Nostalgia is fine, but some decades should be forgotten. Old folks know this. The sixties, for example, were epic, but the seventies brought us Disco and polyester leisure suits and young women with feathered Farrah Fawcett hair out to forever, and most of the idealistic hippies from the previous decade became accountants or dentists and settled in the suburbs, with the wife and kids and the twenty-foot-long wallowing station wagon – and there was Nixon too. Fiction also took a hit. In that decade the big thing was magic realism – Gabriel García Márquez and One Hundred Years of Solitude started it all.
This was new. This wasn’t the all-out surrealism of Salvador Dalí with giant melting clocks draped over everything as far as the eye could see. This was mundane ordinary life, carefully depicted, with its quite human triumphs and tragedies, but when the scruffy gypsies arrive in town some of them have flying carpets that actually fly. People who have been dead for years just show up. They just do, without explanation, and when one of the characters is shot his blood trickles all the way across town to his mother. Márquez was famous for such things, like his story where a girl with green hair simply floats away into the clouds, because she is so pure.
Such things are startling, and usually evocative and moving, but too much of that sort of thing is dangerous. One comes to expect magic, or hope for it. Magic realism put that in the air for us all, or in the water. And those vague fears in the late sixties, that someone was going to dump massive amounts of LSD in the city reservoir, were nonsense, but a handful of Latin American writers did pretty much the same thing. But there was no magic in the air. Nixon didn’t float away into the clouds – he resigned in disgrace. We didn’t win anything at all in Vietnam – we simply left. Three Mile Island melted down. The Iranian Revolution in 1979 transformed Iran from a pro-Western monarchy under Shah Mohammad Reza Pahlavi – the guy we installed in 1953 – into a theocratic Islamist state led by the difficult and erratic Ayatollah Khomeini, and then his government grabbed sixty-six western diplomats, mostly ours, and held them hostage for more than a year. Where was the magic? Jimmy Carter’s hostage-rescue operation was a disaster – our helicopters failed in the desert dust and just sat there, in the middle of nowhere.
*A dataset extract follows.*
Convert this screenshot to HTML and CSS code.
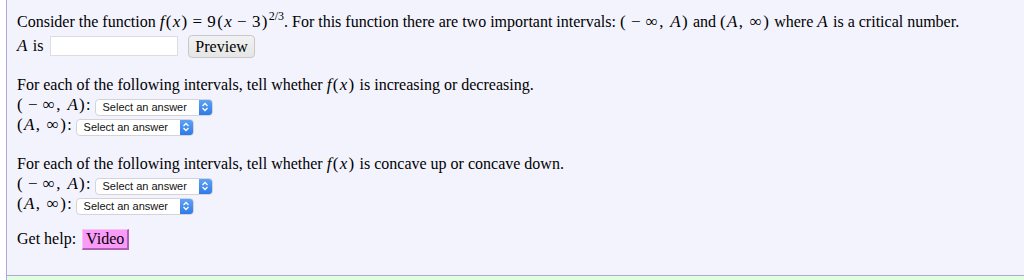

We needed a few magic carpets just about then. There were no magic carpets.
That’s okay. We decided to elect that master of political magic realism, Ronald Reagan. He told us about that Shining City on the Hill, which he assured us was real, and we decided it was. No one knew quite what that city actually might be, but magic is like that. And he also told us it was always Morning in America. That was an odd metaphor. Maybe the earth didn’t rotate any longer? That could happen in a Gabriel García Márquez novel. And there was his Star Wars missile-defense system, which everyone knew was never going to work. But it might work, if odd magical things can happen in everyday life. We spent hundreds of billions of dollars on that, coming up with nothing that ever intercepted anything at all in even the simplest tests, but there was the unanticipated magic – we forced the Soviets to spend hundreds of billions to thwart what we might come up with, and they didn’t have that kind of cash lying around. The Soviet Union collapsed and the long Cold War was over, because they couldn’t match our foolish spending with foolish spending of their own. Yeah, this wasn’t magic, but it worked. That would do.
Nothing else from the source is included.